Sue didn't speak to me once during her last game (which she won very quickly) and she's happy not doing as long as everyone else abides to the "no speaking during the game" ruling.

Gawain

Anonymous said...

Players chat amongst each other regularly during tournament games. I talk alot during games as a stress reliever, however if an opponent becomes paranoid and specifically asks a player to refrain from talking during a game then that player should stop talking as a courtesy to the paranoid player. The bottom line it is against the rules to chat during a game but most people are relaxed about it and in the odd occasion that you get a paranoid player then you have no choice but to sit at the board and concentrate!

cmliew said...

I think Gawain and girlfriend are taking this too far. If someone complains about you talking..just stop talking and do more playing. Do not take the point that others are allowed to talk as your moral high ground.

Anonymous said...

The bottom line is that Sue's self-inflicted punishment was far worse than anything the arbiters did, which was just a warning anyway, not even a time penalty.

S.C. said...

I disagree with what cmliew wrote. I think Gawain is right to stand up for a fair treatment for his girlfriend. Sue's self-inflicted punishment reminded me of the way Kramnik forfeited game 5 of the match but that is her choice.

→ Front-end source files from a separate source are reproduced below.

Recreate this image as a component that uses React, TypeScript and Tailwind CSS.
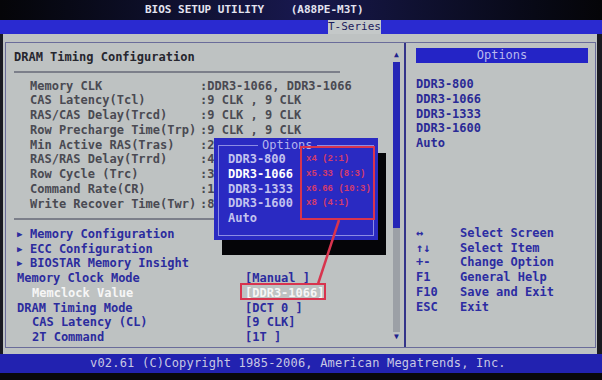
import React from 'react';

const timings = [
  ['Memory CLK', ':DDR3-1066, DDR3-1066'],
  ['CAS Latency(Tcl)', ':9 CLK , 9 CLK'],
  ['RAS/CAS Delay(Trcd)', ':9 CLK , 9 CLK'],
  ['Row Precharge Time(Trp)', ':9 CLK , 9 CLK'],
  ['Min Active RAS(Tras)', ':2'],
  ['RAS/RAS Delay(Trrd)', ':4'],
  ['Row Cycle (Trc)', ':3'],
  ['Command Rate(CR)', ':1'],
  ['Write Recover Time(Twr)', ':8'],
];

const settings = [
  { label: 'Memory Configuration', arrow: true },
  { label: 'ECC Configuration', arrow: true },
  { label: 'BIOSTAR Memory Insight', arrow: true },
  { label: 'Memory Clock Mode', value: '[Manual ]' },
  { label: 'Memclock Value', value: '[DDR3-1066]', indent: true, active: true },
  { label: 'DRAM Timing Mode', value: '[DCT 0 ]' },
  { label: 'CAS Latency (CL)', value: '[9 CLK]', indent: true },
  { label: '2T Command', value: '[1T ]', indent: true },
];

const help = [
  ['↔', 'Select Screen'],
  ['↑↓', 'Select Item'],
  ['+-', 'Change Option'],
  ['F1', 'General Help'],
  ['F10', 'Save and Exit'],
  ['ESC', 'Exit'],
];

const options = ['DDR3-800', 'DDR3-1066', 'DDR3-1333', 'DDR3-1600', 'Auto'];
const ratios = ['x4 (2:1)', 'x5.33 (8:3)', 'x6.66 (10:3)', 'x8 (4:1)'];

export default function App() {
  return (
    <div className="relative w-[602px] h-[380px] overflow-hidden bg-[#08080c] flex flex-col font-['DejaVu_Sans_Mono','Liberation_Mono',monospace] font-bold text-[12px]">
      {/* Title */}
      <div className="h-5 flex items-center pl-[145px] bg-linear-to-r from-[#050508] via-[#18184e] to-[#050508] text-[#e4e4f0] text-[11px] whitespace-pre">
        BIOS SETUP UTILITY    (A88PE-M3T)
      </div>

      {/* Tab row */}
      <div className="h-[14px] flex bg-[#2a2ad0]">
        <div className="w-[328px]" />
        <div className="w-[53px] bg-[#c4c8c8] text-[#1c1c5c] text-[11px] leading-[14px] font-normal whitespace-pre">T-Series</div>
      </div>

      {/* Body */}
      <div className="flex-1 flex flex-col bg-[#bec2c2] border-l-[3px] border-r-[5px] border-[#1a1a22] pl-[2px] pr-[1px] pt-2 pb-[6px]">
        <div className="flex-1 flex border border-[#6a6c9a]">
          {/* Left panel */}
          <div className="w-[400px] flex border-r-2 border-[#34348a]">
            <div className="flex-1 pl-[8px] pt-[7px]">
              <div className="leading-[15px] text-[#26262e]">DRAM Timing Configuration</div>
              <div className="mt-[6px] h-[1.5px] w-[326px] bg-[#7c7f8a]" />
              <div className="mt-[6px] pl-[16px] text-[#4a4a52]">
                {timings.map(([label, value]) => (
                  <div key={label} className="flex leading-[14.75px] whitespace-pre">
                    <span className="w-[170px]">{label}</span>
                    <span>{value}</span>
                  </div>
                ))}
              </div>
              <div className="mt-[7px] h-[1.5px] w-[326px] bg-[#7c7f8a]" />
              <div className="mt-[7px] pl-[3px] text-[#2c2c9e]">
                {settings.map((s) => (
                  <div key={s.label} className="flex leading-[14.75px] whitespace-pre">
                    <span className={`w-[228px] flex items-center ${s.indent ? 'pl-[15px]' : ''} ${s.active ? 'text-[#f6f6f6]' : ''}`}>
                      {s.arrow && <span className="w-[13px] text-[9px]">▶</span>}
                      {s.label}
                    </span>
                    {s.value && <span className={s.active ? 'text-[#f6f6f6]' : ''}>{s.value}</span>}
                  </div>
                ))}
              </div>
            </div>
            {/* Scrollbar */}
            <div className="w-[7px] mr-[4px] flex flex-col items-center">
              <div className="h-[19px] flex items-end pb-[3px] text-[8px] leading-[8px] text-[#20208c]">▲</div>
              <div className="w-full h-[166px] bg-[#2626b6]" />
              <div className="w-full h-[104px] bg-[#9ca0a6]" />
              <div className="text-[8px] leading-[8px] text-[#20208c] mt-[1px]">▼</div>
            </div>
          </div>

          {/* Right panel */}
          <div className="flex-1 pl-[10px] pr-[7px] pt-[5px]">
            <div className="h-[15px] bg-[#2424c6] text-[#b8b8ee] leading-[15px] text-center font-normal">Options</div>
            <div className="mt-[14px] text-[#2a2a96]">
              {options.map((o) => (
                <div key={o} className="leading-[14.75px]">{o}</div>
              ))}
            </div>
            <div className="mt-[75px] text-[#2c2ca2]">
              {help.map(([k, d]) => (
                <div key={d} className="flex leading-[14.75px]">
                  <span className="w-[44px]">{k}</span>
                  <span>{d}</span>
                </div>
              ))}
            </div>
          </div>
        </div>
      </div>

      {/* Footer */}
      <div className="h-[19px] bg-[#2222b0] text-[#c8c8e4] leading-[19px] pl-[90px] tracking-[0.2px] whitespace-pre font-normal">
        v02.61 (C)Copyright 1985-2006, American Megatrends, Inc.
      </div>
      <div className="h-[7px] bg-[#08080c]" />

      {/* Options popup */}
      <div className="absolute left-[222px] top-[153px] w-[164px] h-[102px] bg-[#050508]" />
      <div className="absolute left-[214px] top-[138px] w-[164px] h-[102px] bg-[#2a2ac2]">
        <div className="absolute inset-[4px] top-[7px] border border-[#8c8ce4]" />
        <div className="absolute left-[44px] top-[1px] px-[4px] bg-[#2a2ac2] text-[#b4b4ec] leading-[13px] font-normal">Options</div>
        <div className="absolute left-[14px] top-[14px] text-[#c2c2ee]">
          {options.map((o) => (
            <div key={o} className={`leading-[14.75px] ${o === 'DDR3-1066' ? 'text-white' : ''}`}>{o}</div>
          ))}
        </div>
      </div>

      {/* Annotations */}
      <div className="absolute left-[300px] top-[146px] w-[75px] h-[74px] border-2 border-[#d8344e] pl-[4px] pt-[4px] text-[#d43c6c] text-[9px] font-bold font-['Liberation_Mono',monospace]">
        {ratios.map((r) => (
          <div key={r} className="leading-[14.75px] whitespace-pre">{r}</div>
        ))}
      </div>
      <svg className="absolute left-0 top-0 pointer-events-none" width="602" height="380">
        <line x1="339" y1="220" x2="318" y2="284" stroke="#d8344e" strokeWidth="2.5" />
      </svg>
      <div className="absolute left-[240px] top-[283px] w-[86px] h-[17px] border-[2.5px] border-[#d8344e]" />
    </div>
  );
}
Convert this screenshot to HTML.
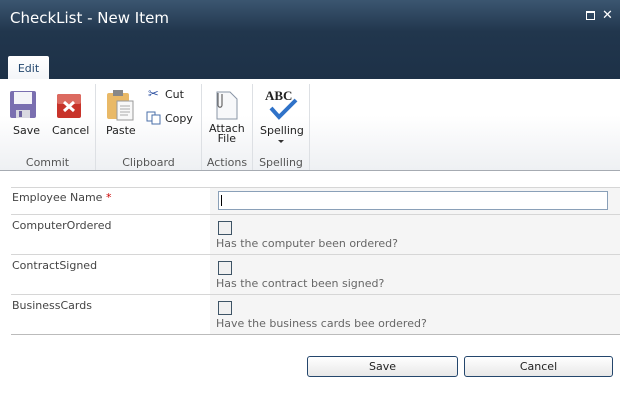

It is perhaps advisable that the Rogers should be less self-righteous, especially when it involves someone else's personal matters. As Gawain had explained, he'd already come to an solution/agreement with the arbiters involved, which were not the Rogers.
The point that Gawain was trying to make was that there seemed to be a double standard, just for the fact that he is a GM should not stop the two chatting to each other if the other players are allowed to and are doing so within the same playing area. Fairness for all players is a must at any chess tournament and that is the real bottom line.

Well done to Sue on reaching her WIM title after all of this controversy!